## Recorded data
──────

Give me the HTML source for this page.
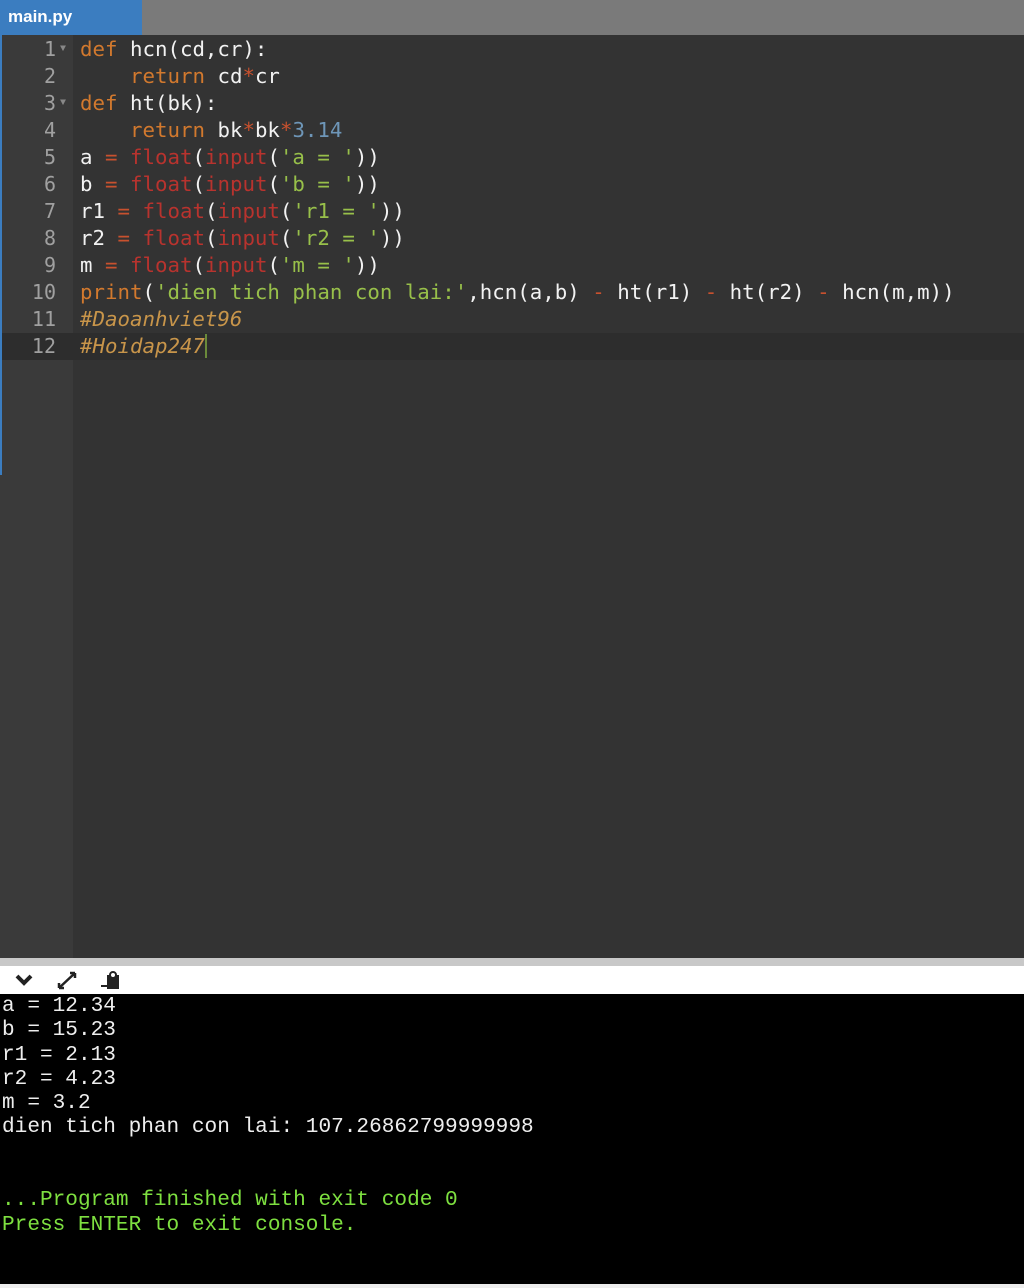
<!DOCTYPE html>
<html><head><style>
*{margin:0;padding:0;box-sizing:border-box}
body{width:1024px;height:1288px;background:#333;position:relative;overflow:hidden;font-family:"Liberation Mono",monospace}
#tabs{position:absolute;left:0;top:0;width:1024px;height:35px;background:#7a7a7a}
#tab{position:absolute;left:0;top:0;width:142px;height:35px;background:#3b7dc0;color:#fff;font:bold 17px "Liberation Sans",sans-serif;padding:7px 0 0 8px}
#gutter{position:absolute;left:0;top:35px;width:73px;height:923px;background:#3a3a3a}
#edit{position:absolute;left:73px;top:35px;width:951px;height:923px;background:#333}
#active{position:absolute;left:0;top:333px;width:1024px;height:27px;background:#2d2d2d}
.ln{position:absolute;right:968px;width:60px;text-align:right;color:#a0a0a0;font-family:"DejaVu Sans Mono",monospace;font-size:20px;line-height:27px}
.code{position:absolute;left:80px;white-space:pre;font-family:"DejaVu Sans Mono",monospace;font-size:20.75px;line-height:27px;color:#f2f2f2}
.k{color:#d2792e}.o{color:#c8512e}.f{color:#b8332e}.s{color:#98c04a}.n{color:#6e96b8}.c{color:#c8954a;font-style:italic}
.fold{position:absolute;left:60px;color:#888;font-size:10px}
#bar{position:absolute;left:0;top:958px;width:1024px;height:8px;background:#c8c8c8}
#tool{position:absolute;left:0;top:966px;width:1024px;height:28px;background:#fff}
#con{position:absolute;left:0;top:994px;width:1024px;height:290px;background:#000;color:#eee;font-family:"Liberation Mono",monospace;font-size:21.1px;line-height:24.3px;white-space:pre;padding-left:2px;padding-top:0}
.g{color:#7ee040}
#bot{position:absolute;left:0;top:1284px;width:1024px;height:4px;background:#eee}
#lstripe{position:absolute;left:0;top:35px;width:2px;height:440px;background:#3b7dc0}
</style></head><body>
<div id="tabs"><div id="tab">main.py</div></div>
<div id="gutter"></div><div id="edit"></div>
<div id="active"></div>
<div id="lstripe"></div>
<div class="ln" style="top:36px">1</div><div class="fold" style="top:44px">▼</div>
<div class="ln" style="top:63px">2</div>
<div class="ln" style="top:90px">3</div><div class="fold" style="top:98px">▼</div>
<div class="ln" style="top:117px">4</div>
<div class="ln" style="top:144px">5</div>
<div class="ln" style="top:171px">6</div>
<div class="ln" style="top:198px">7</div>
<div class="ln" style="top:225px">8</div>
<div class="ln" style="top:252px">9</div>
<div class="ln" style="top:279px">10</div>
<div class="ln" style="top:306px">11</div>
<div class="ln" style="top:333px">12</div>
<div class="code" style="top:36px"><span class="k">def</span> hcn(cd,cr):
    <span class="k">return</span> cd<span class="o">*</span>cr
<span class="k">def</span> ht(bk):
    <span class="k">return</span> bk<span class="o">*</span>bk<span class="o">*</span><span class="n">3.14</span>
a <span class="o">=</span> <span class="f">float</span>(<span class="f">input</span>(<span class="s">'a = '</span>))
b <span class="o">=</span> <span class="f">float</span>(<span class="f">input</span>(<span class="s">'b = '</span>))
r1 <span class="o">=</span> <span class="f">float</span>(<span class="f">input</span>(<span class="s">'r1 = '</span>))
r2 <span class="o">=</span> <span class="f">float</span>(<span class="f">input</span>(<span class="s">'r2 = '</span>))
m <span class="o">=</span> <span class="f">float</span>(<span class="f">input</span>(<span class="s">'m = '</span>))
<span class="k">print</span>(<span class="s">'dien tich phan con lai:'</span>,hcn(a,b) <span class="o">-</span> ht(r1) <span class="o">-</span> ht(r2) <span class="o">-</span> hcn(m,m))
<span class="c">#Daoanhviet96</span>
<span class="c">#Hoidap247</span><span style="border-left:2px solid #6a8a3a"></span></div>
<div id="bar"></div>
<div id="tool">
<svg width="140" height="28" style="position:absolute;left:0;top:0">
<path d="M17 10 L24 17 L31 10" stroke="#222" stroke-width="4" fill="none"/>
<path d="M59 22 L75 7 M59 22 l0 -5 M59 22 l5 0 M75 7 l-5 0 M75 7 l0 5" stroke="#222" stroke-width="2.5" fill="none"/>
<rect x="107" y="9" width="12" height="14" fill="#222"/><circle cx="113" cy="9" r="3" fill="#fff" stroke="#222" stroke-width="2"/><path d="M101 20 h6" stroke="#222" stroke-width="2"/>
</svg></div>
<div id="con">a = 12.34
b = 15.23
r1 = 2.13
r2 = 4.23
m = 3.2
dien tich phan con lai: 107.26862799999998


<span class="g">...Program finished with exit code 0
Press ENTER to exit console.</span></div>
<div id="bot"></div>
</body></html>
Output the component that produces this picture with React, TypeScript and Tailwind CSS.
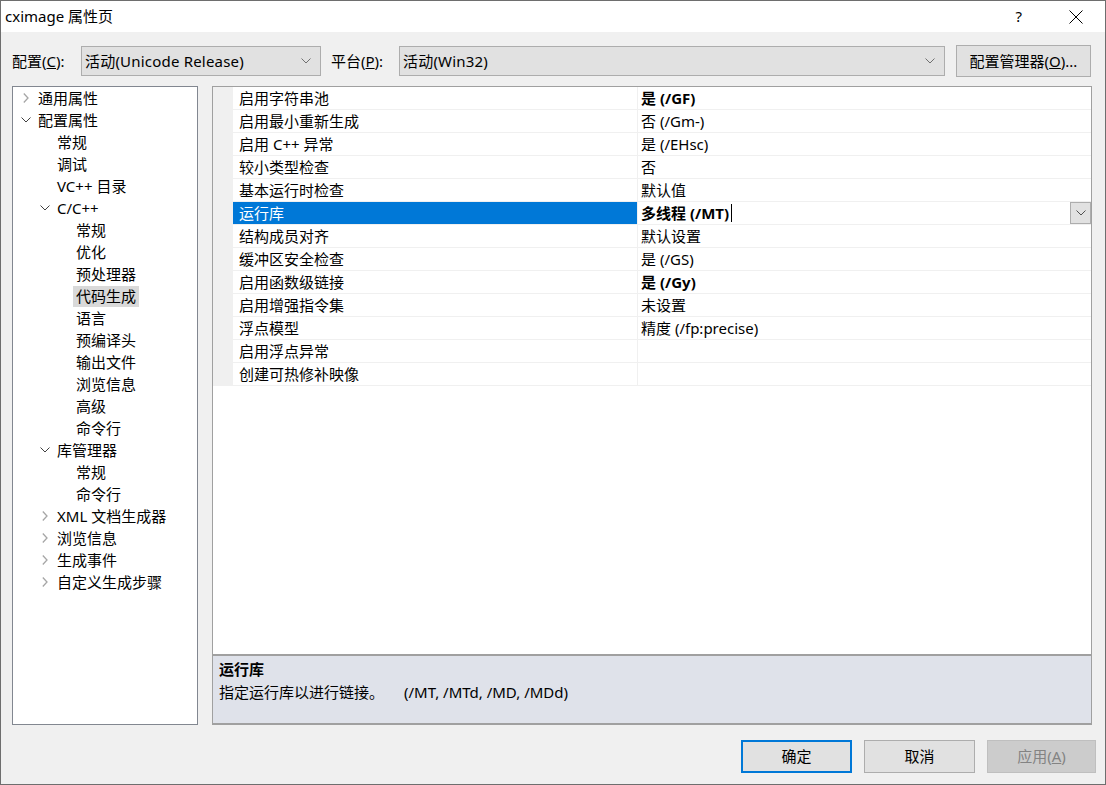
import React from 'react';

const FONT = { fontFamily: '"Noto Sans", "Noto Sans CJK SC", sans-serif' };

type TreeItem = { label: string; level: number; arrow?: 'open' | 'closed'; selected?: boolean };

const TREE: TreeItem[] = [
    { label: '通用属性', level: 0, arrow: 'closed' },
    { label: '配置属性', level: 0, arrow: 'open' },
    { label: '常规', level: 1 },
    { label: '调试', level: 1 },
    { label: 'VC++ 目录', level: 1 },
    { label: 'C/C++', level: 1, arrow: 'open' },
    { label: '常规', level: 2 },
    { label: '优化', level: 2 },
    { label: '预处理器', level: 2 },
    { label: '代码生成', level: 2, selected: true },
    { label: '语言', level: 2 },
    { label: '预编译头', level: 2 },
    { label: '输出文件', level: 2 },
    { label: '浏览信息', level: 2 },
    { label: '高级', level: 2 },
    { label: '命令行', level: 2 },
    { label: '库管理器', level: 1, arrow: 'open' },
    { label: '常规', level: 2 },
    { label: '命令行', level: 2 },
    { label: 'XML 文档生成器', level: 1, arrow: 'closed' },
    { label: '浏览信息', level: 1, arrow: 'closed' },
    { label: '生成事件', level: 1, arrow: 'closed' },
    { label: '自定义生成步骤', level: 1, arrow: 'closed' },
];

type Prop = { name: string; value: string; bold?: boolean; selected?: boolean };

const PROPS: Prop[] = [
    { name: '启用字符串池', value: '是 (/GF)', bold: true },
    { name: '启用最小重新生成', value: '否 (/Gm-)' },
    { name: '启用 C++ 异常', value: '是 (/EHsc)' },
    { name: '较小类型检查', value: '否' },
    { name: '基本运行时检查', value: '默认值' },
    { name: '运行库', value: '多线程 (/MT)', bold: true, selected: true },
    { name: '结构成员对齐', value: '默认设置' },
    { name: '缓冲区安全检查', value: '是 (/GS)' },
    { name: '启用函数级链接', value: '是 (/Gy)', bold: true },
    { name: '启用增强指令集', value: '未设置' },
    { name: '浮点模型', value: '精度 (/fp:precise)' },
    { name: '启用浮点异常', value: '' },
    { name: '创建可热修补映像', value: '' },
];

const ChevronDown = ({ color = '#606060' }: { color?: string }) => (
    <svg width="10" height="6" viewBox="0 0 10 6">
        <polyline points="0.5,0.5 5,5 9.5,0.5" fill="none" stroke={color} strokeWidth="1" />
    </svg>
);

const ChevronRight = ({ color }: { color: string }) => (
    <svg width="6" height="10" viewBox="0 0 6 10">
        <polyline points="0.8,0.5 5,5 0.8,9.5" fill="none" stroke={color} strokeWidth="1.3" />
    </svg>
);

const Select = ({ text, width }: { text: string; width: string }) => (
    <div className={`${width} h-[30px] flex items-center justify-between pl-[3px] pr-[9px] bg-[#e1e1e1] border border-[#adadad] text-[15px] text-black`}>
        <span className="tracking-[0.2px]">{text}</span>
        <ChevronDown color="#707070" />
    </div>
);

export default function App() {
    return (
        <div style={FONT} className="w-[1106px] h-[785px] flex flex-col border border-[#6e6e6e] bg-[#f0f0f0] text-black overflow-hidden">
            {/* Title bar */}
            <div className="h-[31px] shrink-0 bg-white flex items-center pl-[4px]">
                <span className="text-[15px] leading-none">cximage 属性页</span>
                <div className="flex-1" />
                <span className="text-[15px] leading-none mr-[47px]">?</span>
                <svg width="14" height="14" viewBox="0 0 14 14" className="mr-[22px]">
                    <line x1="0.5" y1="0.5" x2="13.5" y2="13.5" stroke="#000" strokeWidth="1" />
                    <line x1="13.5" y1="0.5" x2="0.5" y2="13.5" stroke="#000" strokeWidth="1" />
                </svg>
            </div>

            {/* Config row */}
            <div className="flex items-center mt-[13px] pl-[11px] pr-[14px] text-[15px]">
                <span className="w-[69px]">配置(<span className="underline">C</span>):</span>
                <Select text="活动(Unicode Release)" width="w-[240px]" />
                <span className="ml-[10px] w-[68px]">平台(<span className="underline">P</span>):</span>
                <Select text="活动(Win32)" width="w-[546px]" />
                <div className="ml-[11px] w-[135px] h-[32px] flex items-center justify-center bg-[#e1e1e1] border border-[#adadad]">
                    配置管理器(<span className="underline">O</span>)...
                </div>
            </div>

            {/* Main */}
            <div className="flex gap-[14px] mt-[9px] pl-[11px] h-[639px]">
                {/* Tree */}
                <div className="w-[186px] h-full bg-white border border-[#828790] text-[15px]">
                    {TREE.map((t, i) => (
                        <div
                            key={i}
                            className="h-[22px] flex items-center"
                            style={{ paddingLeft: 5 + t.level * 19 }}
                        >
                            <div className="w-[16px] flex items-center justify-center">
                                {t.arrow === 'open' && <ChevronDown color="#404040" />}
                                {t.arrow === 'closed' && <ChevronRight color="#a6a6a6" />}
                            </div>
                            <span className={`ml-[1px] px-[3px] leading-[21px] ${t.selected ? 'bg-[#d9d9d9]' : ''}`}>{t.label}</span>
                        </div>
                    ))}
                </div>

                {/* Property grid + description */}
                <div className="w-[880px] h-full flex flex-col border border-[#a0a0a0] border-b-0">
                    <div className="flex-1 bg-white text-[15px]">
                        {PROPS.map((p, i) => (
                            <div key={i} className="h-[23px] flex">
                                <div className="w-[20px] bg-[#f0f0f0]" />
                                <div
                                    className={`w-[404px] pl-[6px] flex items-center border-b border-[#f0f0f0] ${p.selected ? 'bg-[#0078d7] text-white' : ''}`}
                                >
                                    {p.name}
                                </div>
                                <div className="flex-1 flex items-center pl-[3px] border-l border-b border-[#f0f0f0]">
                                    <span className={p.bold ? 'font-bold' : ''}>{p.value}</span>
                                    {p.selected && (
                                        <>
                                            <span className="ml-[2px] w-[1px] h-[18px] bg-black" />
                                            <div className="flex-1" />
                                            <div className="w-[21px] h-[22px] flex items-center justify-center bg-[#e1e1e1] border border-[#adadad]">
                                                <ChevronDown color="#505050" />
                                            </div>
                                        </>
                                    )}
                                </div>
                            </div>
                        ))}
                    </div>
                    <div className="h-[71px] shrink-0 bg-[#dfe2ea] border-t-2 border-b-2 border-[#a0a0a0] px-[6px] pt-[3px] text-[15px]">
                        <div className="font-bold leading-[21px]">运行库</div>
                        <div className="leading-[22px] mt-[1px]">
                            指定运行库以进行链接。<span className="ml-[20px]">(/MT, /MTd, /MD, /MDd)</span>
                        </div>
                    </div>
                </div>
            </div>

            {/* Buttons */}
            <div className="flex justify-end gap-[12px] mt-[15px] pr-[9px] text-[15px]">
                <div className="w-[111px] h-[33px] flex items-center justify-center bg-[#e1e1e1] border-2 border-[#0078d7]">确定</div>
                <div className="w-[111px] h-[33px] flex items-center justify-center bg-[#e1e1e1] border border-[#adadad]">取消</div>
                <div className="w-[109px] h-[33px] flex items-center justify-center bg-[#cccccc] border border-[#bfbfbf] text-[#838383]">
                    应用(<span className="underline">A</span>)
                </div>
            </div>
        </div>
    );
}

──────

## Stated goal
Start at the line above containing "Output the component" and stop at the line containing "string; level: number;": print those lines and everything between them exactly, but not the pictures.

## Task answer
Output the component that produces this picture with React, TypeScript and Tailwind CSS.
import React from 'react';

const FONT = { fontFamily: '"Noto Sans", "Noto Sans CJK SC", sans-serif' };

type TreeItem = { label: string; level: number; arrow?: 'open' | 'closed'; selected?: boolean };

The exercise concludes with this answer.